## REQUEST
Where a line of the listing below includes the word "components", reproduce that line.

## DATA ROWS
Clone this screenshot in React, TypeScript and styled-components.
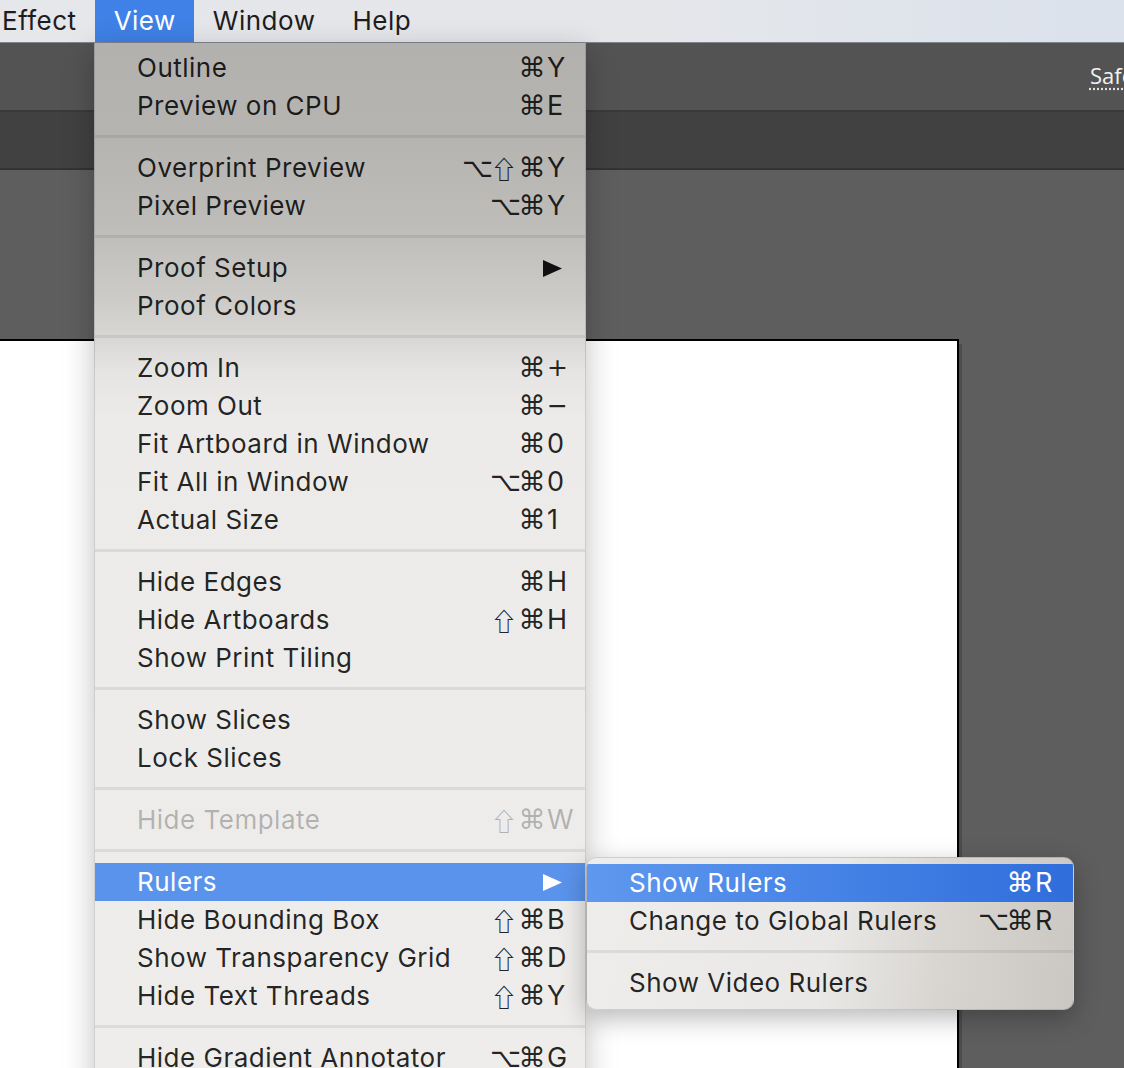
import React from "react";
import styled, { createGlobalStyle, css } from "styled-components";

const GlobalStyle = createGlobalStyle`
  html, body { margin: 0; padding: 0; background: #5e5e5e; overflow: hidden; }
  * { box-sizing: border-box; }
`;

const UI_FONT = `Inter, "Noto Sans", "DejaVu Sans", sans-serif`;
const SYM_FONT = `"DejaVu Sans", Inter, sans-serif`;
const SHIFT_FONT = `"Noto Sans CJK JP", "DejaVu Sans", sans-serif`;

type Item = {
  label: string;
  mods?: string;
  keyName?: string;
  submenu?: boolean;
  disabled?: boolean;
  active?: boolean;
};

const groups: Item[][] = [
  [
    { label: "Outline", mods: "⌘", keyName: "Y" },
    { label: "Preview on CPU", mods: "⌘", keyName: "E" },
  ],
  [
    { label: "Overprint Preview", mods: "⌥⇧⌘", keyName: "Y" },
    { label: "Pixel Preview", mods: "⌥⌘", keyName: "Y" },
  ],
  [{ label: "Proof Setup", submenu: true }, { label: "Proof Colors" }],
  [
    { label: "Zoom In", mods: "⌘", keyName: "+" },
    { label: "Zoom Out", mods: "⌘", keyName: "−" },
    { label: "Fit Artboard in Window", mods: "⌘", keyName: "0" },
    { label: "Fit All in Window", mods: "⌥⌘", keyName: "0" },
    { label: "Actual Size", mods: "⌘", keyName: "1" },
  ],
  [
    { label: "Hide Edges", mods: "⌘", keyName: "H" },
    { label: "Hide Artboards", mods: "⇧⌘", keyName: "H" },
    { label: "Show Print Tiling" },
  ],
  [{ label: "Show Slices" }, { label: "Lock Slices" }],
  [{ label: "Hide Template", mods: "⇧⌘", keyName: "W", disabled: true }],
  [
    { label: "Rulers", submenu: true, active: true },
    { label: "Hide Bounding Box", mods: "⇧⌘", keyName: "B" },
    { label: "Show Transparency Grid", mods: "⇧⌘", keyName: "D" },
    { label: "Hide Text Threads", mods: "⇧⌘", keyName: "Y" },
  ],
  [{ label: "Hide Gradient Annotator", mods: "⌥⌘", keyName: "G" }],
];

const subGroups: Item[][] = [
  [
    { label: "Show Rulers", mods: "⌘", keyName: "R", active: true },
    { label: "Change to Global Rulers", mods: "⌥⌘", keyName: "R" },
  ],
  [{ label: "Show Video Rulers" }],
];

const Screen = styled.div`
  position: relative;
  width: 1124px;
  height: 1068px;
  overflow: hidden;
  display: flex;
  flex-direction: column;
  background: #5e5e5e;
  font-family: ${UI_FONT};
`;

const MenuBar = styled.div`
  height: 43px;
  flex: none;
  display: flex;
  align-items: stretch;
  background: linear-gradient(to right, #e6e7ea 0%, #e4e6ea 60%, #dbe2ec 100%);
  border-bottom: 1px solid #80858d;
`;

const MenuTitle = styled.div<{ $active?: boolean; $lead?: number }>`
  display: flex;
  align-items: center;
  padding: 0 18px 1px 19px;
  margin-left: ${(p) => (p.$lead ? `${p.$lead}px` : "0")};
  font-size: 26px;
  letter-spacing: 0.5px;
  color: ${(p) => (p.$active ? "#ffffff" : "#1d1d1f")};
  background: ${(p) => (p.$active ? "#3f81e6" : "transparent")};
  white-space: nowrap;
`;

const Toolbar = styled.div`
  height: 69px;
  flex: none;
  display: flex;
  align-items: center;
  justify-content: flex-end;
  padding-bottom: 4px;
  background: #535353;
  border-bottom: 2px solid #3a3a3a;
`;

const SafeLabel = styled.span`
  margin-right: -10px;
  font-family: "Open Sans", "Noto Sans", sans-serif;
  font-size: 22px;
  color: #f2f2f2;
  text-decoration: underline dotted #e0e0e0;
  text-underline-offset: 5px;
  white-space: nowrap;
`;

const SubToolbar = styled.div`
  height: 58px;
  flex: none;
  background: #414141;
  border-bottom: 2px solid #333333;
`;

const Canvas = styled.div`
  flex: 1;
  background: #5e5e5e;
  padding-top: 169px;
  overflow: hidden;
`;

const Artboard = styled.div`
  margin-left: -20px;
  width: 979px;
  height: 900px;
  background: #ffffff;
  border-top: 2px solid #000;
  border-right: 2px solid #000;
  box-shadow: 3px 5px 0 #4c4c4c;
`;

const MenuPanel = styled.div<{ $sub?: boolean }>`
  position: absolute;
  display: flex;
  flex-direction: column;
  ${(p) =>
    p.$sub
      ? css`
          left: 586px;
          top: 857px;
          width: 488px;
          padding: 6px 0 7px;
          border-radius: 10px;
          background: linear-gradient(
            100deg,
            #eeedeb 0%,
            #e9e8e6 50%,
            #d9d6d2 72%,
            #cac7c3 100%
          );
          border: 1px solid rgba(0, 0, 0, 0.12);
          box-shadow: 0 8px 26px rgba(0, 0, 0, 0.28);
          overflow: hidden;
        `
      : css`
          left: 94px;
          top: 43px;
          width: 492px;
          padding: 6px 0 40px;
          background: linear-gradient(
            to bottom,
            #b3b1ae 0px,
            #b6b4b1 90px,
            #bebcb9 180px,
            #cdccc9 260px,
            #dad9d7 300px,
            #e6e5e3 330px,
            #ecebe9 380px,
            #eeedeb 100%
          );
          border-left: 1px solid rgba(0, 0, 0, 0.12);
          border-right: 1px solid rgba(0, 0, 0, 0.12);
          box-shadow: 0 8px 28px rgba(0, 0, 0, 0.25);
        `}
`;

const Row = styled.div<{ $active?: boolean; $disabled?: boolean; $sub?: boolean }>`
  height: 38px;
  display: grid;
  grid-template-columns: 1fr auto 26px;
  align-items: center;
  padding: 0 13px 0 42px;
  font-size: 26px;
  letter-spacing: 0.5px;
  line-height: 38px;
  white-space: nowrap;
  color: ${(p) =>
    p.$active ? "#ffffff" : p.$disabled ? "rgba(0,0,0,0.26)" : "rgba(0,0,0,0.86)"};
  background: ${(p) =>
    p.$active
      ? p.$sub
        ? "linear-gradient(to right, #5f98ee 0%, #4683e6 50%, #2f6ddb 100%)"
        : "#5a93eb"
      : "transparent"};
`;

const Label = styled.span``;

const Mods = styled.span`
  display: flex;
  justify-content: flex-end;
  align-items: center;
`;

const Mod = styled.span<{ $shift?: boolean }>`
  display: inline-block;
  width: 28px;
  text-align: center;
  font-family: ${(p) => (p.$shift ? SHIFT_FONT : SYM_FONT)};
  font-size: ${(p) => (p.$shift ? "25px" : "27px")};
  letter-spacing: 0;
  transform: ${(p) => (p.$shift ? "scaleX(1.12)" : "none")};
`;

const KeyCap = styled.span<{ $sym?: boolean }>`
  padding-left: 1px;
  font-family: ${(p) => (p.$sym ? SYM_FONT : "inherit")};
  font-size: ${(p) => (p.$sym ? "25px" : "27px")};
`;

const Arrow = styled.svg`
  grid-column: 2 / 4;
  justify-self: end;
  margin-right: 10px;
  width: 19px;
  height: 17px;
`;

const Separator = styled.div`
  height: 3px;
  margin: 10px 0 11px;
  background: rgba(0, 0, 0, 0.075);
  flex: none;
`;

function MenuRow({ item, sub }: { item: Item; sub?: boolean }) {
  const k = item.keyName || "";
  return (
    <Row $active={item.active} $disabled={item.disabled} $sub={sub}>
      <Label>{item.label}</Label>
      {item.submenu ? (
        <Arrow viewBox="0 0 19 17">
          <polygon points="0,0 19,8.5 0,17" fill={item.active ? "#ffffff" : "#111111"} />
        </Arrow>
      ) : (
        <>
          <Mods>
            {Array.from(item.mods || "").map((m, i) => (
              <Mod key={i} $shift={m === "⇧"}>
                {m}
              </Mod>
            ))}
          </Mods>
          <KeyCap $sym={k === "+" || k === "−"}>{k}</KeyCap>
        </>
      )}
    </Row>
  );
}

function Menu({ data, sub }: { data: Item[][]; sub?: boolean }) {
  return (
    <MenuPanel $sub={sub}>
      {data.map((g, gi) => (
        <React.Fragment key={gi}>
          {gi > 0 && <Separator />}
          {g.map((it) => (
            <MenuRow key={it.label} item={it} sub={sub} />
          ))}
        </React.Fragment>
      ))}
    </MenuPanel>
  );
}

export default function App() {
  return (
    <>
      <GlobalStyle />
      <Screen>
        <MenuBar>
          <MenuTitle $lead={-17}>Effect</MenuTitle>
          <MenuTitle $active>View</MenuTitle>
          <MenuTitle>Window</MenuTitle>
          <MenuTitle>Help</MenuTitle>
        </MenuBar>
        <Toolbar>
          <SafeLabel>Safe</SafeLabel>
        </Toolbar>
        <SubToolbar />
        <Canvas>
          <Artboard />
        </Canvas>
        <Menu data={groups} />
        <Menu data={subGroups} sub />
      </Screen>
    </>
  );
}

* * *

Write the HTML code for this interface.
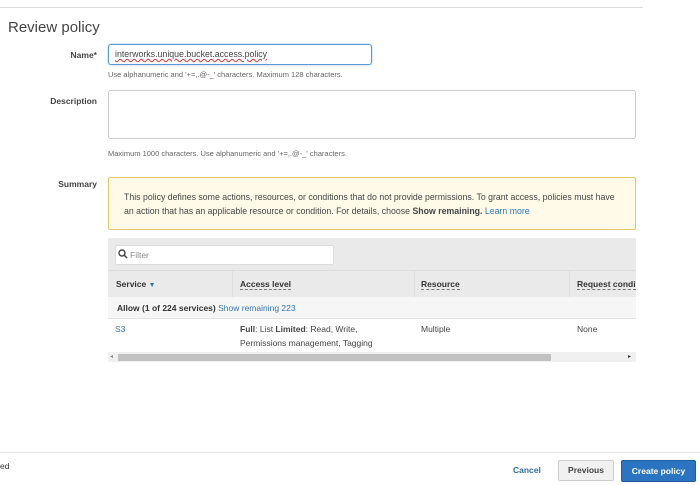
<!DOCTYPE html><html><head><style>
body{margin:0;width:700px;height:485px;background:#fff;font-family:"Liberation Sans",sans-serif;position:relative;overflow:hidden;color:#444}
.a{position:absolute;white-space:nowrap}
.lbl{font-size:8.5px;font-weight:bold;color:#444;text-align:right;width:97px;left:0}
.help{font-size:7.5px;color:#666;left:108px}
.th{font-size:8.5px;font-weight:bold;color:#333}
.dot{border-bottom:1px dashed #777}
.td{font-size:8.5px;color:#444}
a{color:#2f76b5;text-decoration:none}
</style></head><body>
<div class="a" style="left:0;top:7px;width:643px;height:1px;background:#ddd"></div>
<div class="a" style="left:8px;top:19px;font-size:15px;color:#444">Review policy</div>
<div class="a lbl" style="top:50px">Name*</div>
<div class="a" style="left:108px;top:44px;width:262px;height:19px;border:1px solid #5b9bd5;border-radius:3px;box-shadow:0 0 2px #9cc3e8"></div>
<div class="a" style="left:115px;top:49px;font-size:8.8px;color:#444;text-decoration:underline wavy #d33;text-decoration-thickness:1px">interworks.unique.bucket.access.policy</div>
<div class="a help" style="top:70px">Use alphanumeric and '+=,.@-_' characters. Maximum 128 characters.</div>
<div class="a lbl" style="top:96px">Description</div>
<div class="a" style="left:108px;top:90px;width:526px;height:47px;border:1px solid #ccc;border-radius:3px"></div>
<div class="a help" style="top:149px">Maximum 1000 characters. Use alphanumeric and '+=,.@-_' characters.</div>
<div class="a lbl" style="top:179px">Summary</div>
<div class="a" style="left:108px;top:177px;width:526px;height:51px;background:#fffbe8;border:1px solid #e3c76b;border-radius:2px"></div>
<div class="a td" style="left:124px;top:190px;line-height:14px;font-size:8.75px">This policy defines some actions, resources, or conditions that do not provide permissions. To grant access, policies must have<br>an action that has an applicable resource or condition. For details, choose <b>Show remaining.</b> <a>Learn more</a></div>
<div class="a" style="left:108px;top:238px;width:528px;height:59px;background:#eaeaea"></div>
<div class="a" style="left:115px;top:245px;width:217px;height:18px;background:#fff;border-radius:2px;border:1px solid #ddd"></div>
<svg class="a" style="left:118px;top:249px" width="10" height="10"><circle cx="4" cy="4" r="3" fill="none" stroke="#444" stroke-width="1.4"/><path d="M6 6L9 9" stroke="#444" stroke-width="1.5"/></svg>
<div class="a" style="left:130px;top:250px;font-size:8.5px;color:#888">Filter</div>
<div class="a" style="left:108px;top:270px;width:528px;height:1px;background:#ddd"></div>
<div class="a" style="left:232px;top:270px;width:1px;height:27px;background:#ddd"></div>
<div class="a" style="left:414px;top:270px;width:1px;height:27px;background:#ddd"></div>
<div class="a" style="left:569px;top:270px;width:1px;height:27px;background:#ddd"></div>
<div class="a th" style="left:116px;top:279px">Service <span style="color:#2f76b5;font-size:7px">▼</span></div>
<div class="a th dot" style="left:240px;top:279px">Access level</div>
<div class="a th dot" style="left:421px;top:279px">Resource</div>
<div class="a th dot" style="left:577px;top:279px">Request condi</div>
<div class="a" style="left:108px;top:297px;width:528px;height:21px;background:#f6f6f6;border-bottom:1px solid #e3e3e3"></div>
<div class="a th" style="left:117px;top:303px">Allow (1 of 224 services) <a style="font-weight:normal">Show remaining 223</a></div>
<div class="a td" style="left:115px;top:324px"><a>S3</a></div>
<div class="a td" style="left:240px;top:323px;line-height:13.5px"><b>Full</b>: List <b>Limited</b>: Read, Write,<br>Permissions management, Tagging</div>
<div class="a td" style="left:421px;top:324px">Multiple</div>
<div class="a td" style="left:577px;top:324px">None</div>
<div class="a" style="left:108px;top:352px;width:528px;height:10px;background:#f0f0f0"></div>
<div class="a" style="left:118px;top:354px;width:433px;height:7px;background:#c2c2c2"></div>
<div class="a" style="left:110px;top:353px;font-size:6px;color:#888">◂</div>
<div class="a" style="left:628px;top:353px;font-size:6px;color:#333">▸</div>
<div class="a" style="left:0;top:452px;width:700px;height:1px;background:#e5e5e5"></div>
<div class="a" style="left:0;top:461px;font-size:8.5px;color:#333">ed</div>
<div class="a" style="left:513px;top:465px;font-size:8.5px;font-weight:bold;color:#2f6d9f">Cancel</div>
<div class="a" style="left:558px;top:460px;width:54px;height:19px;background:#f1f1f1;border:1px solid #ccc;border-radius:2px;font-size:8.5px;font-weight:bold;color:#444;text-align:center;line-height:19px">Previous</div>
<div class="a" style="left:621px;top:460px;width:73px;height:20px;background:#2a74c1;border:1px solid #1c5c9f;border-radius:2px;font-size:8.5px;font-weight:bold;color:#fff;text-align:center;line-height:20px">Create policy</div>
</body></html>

## FULL SOLUTION
Clone this screenshot in React, TypeScript and styled-components.
import styled, { createGlobalStyle, css } from "styled-components";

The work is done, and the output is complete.